Some scholars contend that the law of nations was understood to be part of the “Laws of the United States” in Article III, but Article III’s text and structure are inconsistent with this reading.  First, Article III specifically lists cases arising under “this Constitution, Laws of the United States and treaties.”  Thus the category “Laws of the United States” did not include either the Constitution or U.S. treaties, even though those are obviously in some sense laws of the United States: the Constitution lists them as part of “the supreme Law of the Land” in Article VI.  It is hard to see how the law of nations – which is not listed as part of Article VI’s supreme law – could be considered part of Article III’s “Laws of the United States” when the Constitution and treaties were not.  It seems much more likely that “Laws of the United States” in Article III meant laws made by the United States, i.e., statutes enacted by Congress.  That apparently was Hamilton’s view in Federalist 80, where in describing Article III’s categories of jurisdiction he referred to “all those [cases] that arise out of the laws of the United States, passed in pursuance of their just and constitutional powers of legislation.”

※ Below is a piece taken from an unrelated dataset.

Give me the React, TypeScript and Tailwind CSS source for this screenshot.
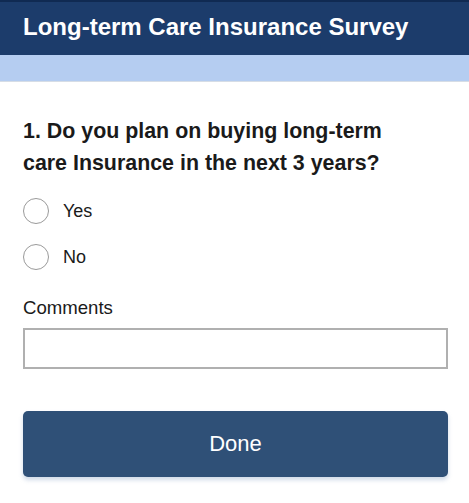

Further, the structure of Article III shows that, rather than making all of the law of nations a jurisdictional category, the framers picked the types of law-of-nations cases they thought most appropriate for federal jurisdiction.  Thus for example, Article III separately lists admiralty cases and cases involving ambassadors as categories of jurisdiction.  If not governed by U.S. statues or treaties (where there would be “arising under” jurisdiction), these cases would at the time usually have been governed by the law of nations.  But if the law of nations as a whole was already part of federal jurisdiction, these jurisdictional grants would be largely superfluous.  The better view of Article III is that the framers gave specific grants of jurisdiction over particular kinds of law-of-nations cases.  Again, this is confirmed by Federalist 80, in which Hamilton discussed the specific jurisdictional grants as cases likely governed by the law of nations, but made no mention of a general grant of jurisdiction over all law-of-nations cases.

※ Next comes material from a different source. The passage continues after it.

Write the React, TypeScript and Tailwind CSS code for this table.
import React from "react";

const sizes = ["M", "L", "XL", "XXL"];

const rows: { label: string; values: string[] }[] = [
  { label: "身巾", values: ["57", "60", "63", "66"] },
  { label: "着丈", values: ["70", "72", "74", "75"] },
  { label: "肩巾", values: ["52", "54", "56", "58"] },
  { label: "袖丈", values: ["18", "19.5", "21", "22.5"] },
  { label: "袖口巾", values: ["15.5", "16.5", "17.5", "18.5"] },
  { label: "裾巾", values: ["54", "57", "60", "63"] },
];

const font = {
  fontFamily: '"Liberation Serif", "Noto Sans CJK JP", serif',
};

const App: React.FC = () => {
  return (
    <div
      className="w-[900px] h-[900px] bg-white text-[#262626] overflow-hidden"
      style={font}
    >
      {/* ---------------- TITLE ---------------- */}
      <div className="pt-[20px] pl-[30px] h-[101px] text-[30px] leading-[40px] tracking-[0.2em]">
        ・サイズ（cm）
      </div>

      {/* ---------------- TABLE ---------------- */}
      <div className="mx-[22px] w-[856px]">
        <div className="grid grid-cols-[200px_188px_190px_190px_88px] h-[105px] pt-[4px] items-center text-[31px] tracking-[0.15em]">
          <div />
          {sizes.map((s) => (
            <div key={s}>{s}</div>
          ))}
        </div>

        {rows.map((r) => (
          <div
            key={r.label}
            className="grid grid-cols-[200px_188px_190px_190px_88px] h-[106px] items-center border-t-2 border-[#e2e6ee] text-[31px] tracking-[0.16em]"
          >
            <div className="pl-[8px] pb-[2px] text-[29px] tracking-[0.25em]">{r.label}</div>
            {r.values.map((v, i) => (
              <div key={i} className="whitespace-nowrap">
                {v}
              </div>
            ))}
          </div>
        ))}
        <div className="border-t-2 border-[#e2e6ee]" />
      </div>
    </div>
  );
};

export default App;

Changes in modern law have opened the door to the Court creating federal common law causes of action that may extend jurisdiction to alien-versus-alien suits in unusual circumstances involving issues of particular concern to the federal government.  But this isn't one of those circumstances, so (I argue) the Court need not, and should not, make the extension here.  Declining to extend jurisdiction would keep the result aligned with Congress' original goals in passing the statute and would conform to the original meaning of the Constitution.

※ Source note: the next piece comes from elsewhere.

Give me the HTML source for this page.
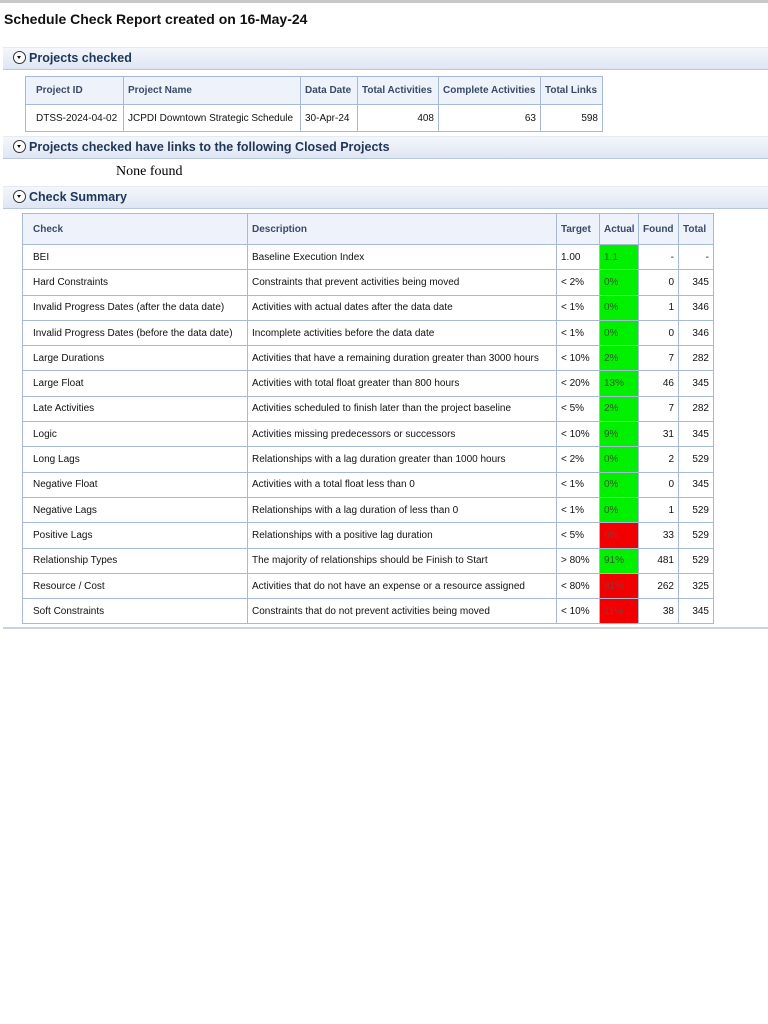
<!DOCTYPE html>
<html><head><style>
body{margin:0;width:768px;height:1024px;background:#fff;font-family:"Liberation Sans",sans-serif;position:relative;overflow:hidden}
.top{position:absolute;left:0;top:0;width:768px;height:3px;background:#c8c8c8}
h1{position:absolute;left:4px;top:11px;margin:0;font-size:14px;font-weight:bold;color:#111}
.sec{position:absolute;left:3px;width:765px;height:21px;background:linear-gradient(#f4f6fb,#dfe6f3);border-top:1px solid #e4e9f3;border-bottom:1px solid #b8c7de;font-size:12.5px;font-weight:bold;color:#1f3657;line-height:21px}
.sec i{display:inline-block;width:11px;height:11px;border:1px solid #333;border-radius:50%;background:#fff;vertical-align:-2px;margin:0 3px 0 10px;position:relative}
.sec i:after{content:"";position:absolute;left:3px;top:4px;border-left:2.5px solid transparent;border-right:2.5px solid transparent;border-top:3px solid #111}
table{position:absolute;border-collapse:collapse;table-layout:fixed;font-size:10px;color:#111}
td,th{border:1px solid #a6bad8;padding:0 4px;white-space:nowrap;overflow:hidden}
th{background:#eef2fa;color:#3a4a66;text-align:left;font-weight:bold}
.r{text-align:right}
.g{background:#00f000;color:#2f5a20}
.x{background:#f00000;color:#a03030}
.none{position:absolute;left:116px;top:164px;font-family:"Liberation Serif",serif;font-size:14px}
.bot{position:absolute;left:3px;top:627px;width:765px;height:2px;background:#c8d2e2}
</style></head><body>
<div class="top"></div>
<h1>Schedule Check Report created on 16-May-24</h1>
<div class="sec" style="top:47px"><i></i>Projects checked</div>
<table style="left:25px;top:76px;width:577px">
<col style="width:98px"><col style="width:177px"><col style="width:57px"><col style="width:81px"><col style="width:102px"><col style="width:62px">
<tr style="height:28px"><th style="padding-left:10px">Project ID</th><th>Project Name</th><th>Data Date</th><th>Total Activities</th><th>Complete Activities</th><th>Total Links</th></tr>
<tr style="height:27px"><td style="padding-left:10px">DTSS-2024-04-02</td><td>JCPDI Downtown Strategic Schedule</td><td>30-Apr-24</td><td class="r">408</td><td class="r">63</td><td class="r">598</td></tr>
</table>
<div class="sec" style="top:136px"><i></i>Projects checked have links to the following Closed Projects</div>
<div class="none">None found</div>
<div class="sec" style="top:186px"><i></i>Check Summary</div>
<table style="left:22px;top:213px;width:691px">
<col style="width:225px"><col style="width:309px"><col style="width:43px"><col style="width:39px"><col style="width:40px"><col style="width:35px">
<tr style="height:31px"><th style="padding-left:10px">Check</th><th>Description</th><th>Target</th><th>Actual</th><th>Found</th><th>Total</th></tr>
<tr style="height:25.3px"><td style="padding-left:10px">BEI</td><td>Baseline Execution Index</td><td>1.00</td><td class="g">1.1</td><td class="r">-</td><td class="r">-</td></tr>
<tr style="height:25.3px"><td style="padding-left:10px">Hard Constraints</td><td>Constraints that prevent activities being moved</td><td>&lt; 2%</td><td class="g">0%</td><td class="r">0</td><td class="r">345</td></tr>
<tr style="height:25.3px"><td style="padding-left:10px">Invalid Progress Dates (after the data date)</td><td>Activities with actual dates after the data date</td><td>&lt; 1%</td><td class="g">0%</td><td class="r">1</td><td class="r">346</td></tr>
<tr style="height:25.3px"><td style="padding-left:10px">Invalid Progress Dates (before the data date)</td><td>Incomplete activities before the data date</td><td>&lt; 1%</td><td class="g">0%</td><td class="r">0</td><td class="r">346</td></tr>
<tr style="height:25.3px"><td style="padding-left:10px">Large Durations</td><td>Activities that have a remaining duration greater than 3000 hours</td><td>&lt; 10%</td><td class="g">2%</td><td class="r">7</td><td class="r">282</td></tr>
<tr style="height:25.3px"><td style="padding-left:10px">Large Float</td><td>Activities with total float greater than 800 hours</td><td>&lt; 20%</td><td class="g">13%</td><td class="r">46</td><td class="r">345</td></tr>
<tr style="height:25.3px"><td style="padding-left:10px">Late Activities</td><td>Activities scheduled to finish later than the project baseline</td><td>&lt; 5%</td><td class="g">2%</td><td class="r">7</td><td class="r">282</td></tr>
<tr style="height:25.3px"><td style="padding-left:10px">Logic</td><td>Activities missing predecessors or successors</td><td>&lt; 10%</td><td class="g">9%</td><td class="r">31</td><td class="r">345</td></tr>
<tr style="height:25.3px"><td style="padding-left:10px">Long Lags</td><td>Relationships with a lag duration greater than 1000 hours</td><td>&lt; 2%</td><td class="g">0%</td><td class="r">2</td><td class="r">529</td></tr>
<tr style="height:25.3px"><td style="padding-left:10px">Negative Float</td><td>Activities with a total float less than 0</td><td>&lt; 1%</td><td class="g">0%</td><td class="r">0</td><td class="r">345</td></tr>
<tr style="height:25.3px"><td style="padding-left:10px">Negative Lags</td><td>Relationships with a lag duration of less than 0</td><td>&lt; 1%</td><td class="g">0%</td><td class="r">1</td><td class="r">529</td></tr>
<tr style="height:25.3px"><td style="padding-left:10px">Positive Lags</td><td>Relationships with a positive lag duration</td><td>&lt; 5%</td><td class="x">6%</td><td class="r">33</td><td class="r">529</td></tr>
<tr style="height:25.3px"><td style="padding-left:10px">Relationship Types</td><td>The majority of relationships should be Finish to Start</td><td>&gt; 80%</td><td class="g">91%</td><td class="r">481</td><td class="r">529</td></tr>
<tr style="height:25.3px"><td style="padding-left:10px">Resource / Cost</td><td>Activities that do not have an expense or a resource assigned</td><td>&lt; 80%</td><td class="x">81%</td><td class="r">262</td><td class="r">325</td></tr>
<tr style="height:25.3px"><td style="padding-left:10px">Soft Constraints</td><td>Constraints that do not prevent activities being moved</td><td>&lt; 10%</td><td class="x">11%</td><td class="r">38</td><td class="r">345</td></tr>
</table>
<div class="bot"></div>
</body></html>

(Note: this is a somewhat more polished and focused version of a post I did here on this blog.)

For a similar but somewhat distinct argument by Professors A.J. Bellia (Notre Dame) and Bradford Clark (GW), see here (at Lawfare).  For a contrary view see here from Professor William Dodge (UC Davis) (also at Just Security; the discussion of the Bellia/Clark position is toward the end of the post).